I have photographs of an incomplete set of the Consort typeface, I filled in the gaps and some of the characters in the Consort typeface were not to my liking so I designed Munson according to my own aesthetic preferences and with a great deal of artistic license.

There is also much of Clarendon in Munson. The Clarendon typeface was made by Robert Besley in London in 1845 and is particularly well known.

Munson is an amalgamation of all these influences, a sort of hybrid between the Consort and Clarendon with much of my own influence thrown in for good measure.

This is a font which I have created myself without using anything directly digitally copied from other fonts. This typeface is my property.

There was copying but this was done by hand and eye rather than by copy and paste.

Munson is now available for free download under the SIL Open Font license which means you can use it for whatever purpose you want personal or commercial, you may pass it on to others and modify it if you wish.  You may pass on your modified version (under a different name).

The only thing you can’t do with my font is sell it.

 

Cadman

Cadmanator

I have two friends who are dyslexic and they both expressed the need for a clear and legible font so I made one.

The name of the font is an indirect reference to one of these people who is a colleague at work and spends a lot of his time using CAD systems.

I don’t know if a specific font for dyslexia is a good thing or not, certainly some fonts are more legible than others.

My hypothesis is that the success of fonts which have been specifically designed for people with dyslexia is a placebo effect.

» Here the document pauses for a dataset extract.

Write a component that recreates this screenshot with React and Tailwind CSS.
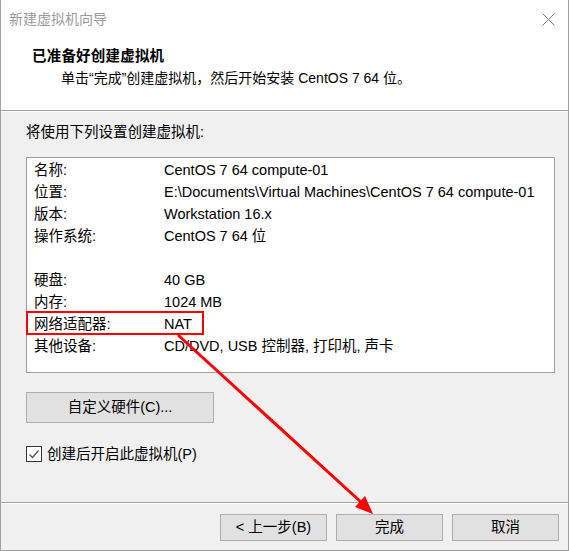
import React from 'react';

const rows = [
  ['名称:', 'CentOS 7 64 compute-01'],
  ['位置:', 'E:\\Documents\\Virtual Machines\\CentOS 7 64 compute-01'],
  ['版本:', 'Workstation 16.x'],
  ['操作系统:', 'CentOS 7 64 位'],
  ['', ''],
  ['硬盘:', '40 GB'],
  ['内存:', '1024 MB'],
  ['网络适配器:', 'NAT'],
  ['其他设备:', 'CD/DVD, USB 控制器, 打印机, 声卡'],
];

const WinButton = ({ children, className = '' }) => (
  <button
    className={`flex items-center justify-center bg-[#e1e1e1] border border-[#adadad] text-black leading-none ${className}`}
  >
    {children}
  </button>
);

const Annotation = () => (
  <svg className="absolute left-0 top-0 pointer-events-none" width="570" height="551">
    <rect x="27" y="312" width="176" height="22" fill="none" stroke="#ff0000" strokeWidth="2" />
    <line x1="178" y1="335" x2="362" y2="503" stroke="#ff0000" strokeWidth="3" />
    <polygon points="373,514 355,507 365,496" fill="#ff0000" />
  </svg>
);

export default function App() {
  return (
    <div
      className="relative w-[570px] h-[551px] bg-white text-[14.5px] text-black"
      style={{ fontFamily: '"Liberation Sans", "Noto Sans CJK SC", sans-serif' }}
    >
      <div className="w-[569px] h-[551px] border-x border-b border-[#a0a0a0] flex flex-col">
        {/* Header */}
        <div className="h-[110px] bg-white">
          <div className="h-[38px] flex items-center justify-between pl-[8px] pr-[13px]">
            <span className="text-[14px] text-[#9a9a9a] leading-5">新建虚拟机向导</span>
            <svg width="13" height="13" viewBox="0 0 13 13">
              <path d="M0.5 0.5L12.5 12.5M12.5 0.5L0.5 12.5" stroke="#7a7a7a" strokeWidth="1" />
            </svg>
          </div>
          <div className="pl-[31px] pt-[8px]">
            <div className="font-bold leading-5 tracking-[0.2px]">已准备好创建虚拟机</div>
            <div className="pl-[29px] mt-[2px] leading-5 text-[14px]">
              单击“完成”创建虚拟机，然后开始安装 CentOS 7 64 位。
            </div>
          </div>
        </div>
        <div className="h-px bg-[#a0a0a0]" />
        <div className="h-px bg-white" />

        {/* Body */}
        <div className="h-[390px] bg-[#f0f0f0] pl-[25px] pt-[10px] flex flex-col">
          <div className="leading-5">将使用下列设置创建虚拟机:</div>
          <div className="mt-[15px] w-[529px] h-[216px] bg-white border border-[#a0a0a0] pt-[2px] pl-[7px]">
            {rows.map(([k, v], i) => (
              <div key={i} className="flex h-[22px] items-center">
                <span className="w-[130px]">{k}</span>
                <span>{v}</span>
              </div>
            ))}
          </div>
          <WinButton className="mt-[19px] w-[188px] h-[31px]">自定义硬件(C)...</WinButton>
          <label className="mt-[21px] flex items-center gap-[5px]">
            <span className="w-4 h-4 border border-[#333] bg-white flex items-center justify-center">
              <svg width="12" height="12" viewBox="0 0 12 12">
                <path d="M1.5 6.5L4.5 9.5L10.5 2.5" fill="none" stroke="#555" strokeWidth="1.3" />
              </svg>
            </span>
            <span className="leading-5">创建后开启此虚拟机(P)</span>
          </label>
        </div>
        <div className="h-px bg-[#a0a0a0]" />
        <div className="h-px bg-white" />

        {/* Footer */}
        <div className="h-[46px] bg-[#f0f0f0] pt-[10px] pr-[9px] flex justify-end gap-[9px]">
          <WinButton className="w-[107px] h-[27px]">&lt; 上一步(B)</WinButton>
          <WinButton className="w-[107px] h-[27px]">完成</WinButton>
          <WinButton className="w-[107px] h-[27px]">取消</WinButton>
        </div>
      </div>
      <Annotation />
    </div>
  );
}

The reader expects the special font to be easier to read so they put extra effort into reading the type. Knowing that a typeface has been specifically created to address one’s needs may well provide useful motivation that enhances concentration and engagement. Then, having better understood text for having made an effort to read it, the reader credits the enhanced comprehension to the special font rather than them having put in extra effort to comprehend it.

However having said that some fonts are easier to read and comprehend than other so why not make a font which fulfils all the criteria, it certainly cannot make the situation any worse.

The Cadman font has been designed to be as legible as possible. There is a lot of opinion on the Internet about which fonts are suitable for dyslexic people and much of it is contradictory. This is only to be expected, people are different from one another and what is suitable for one is not suitable for all.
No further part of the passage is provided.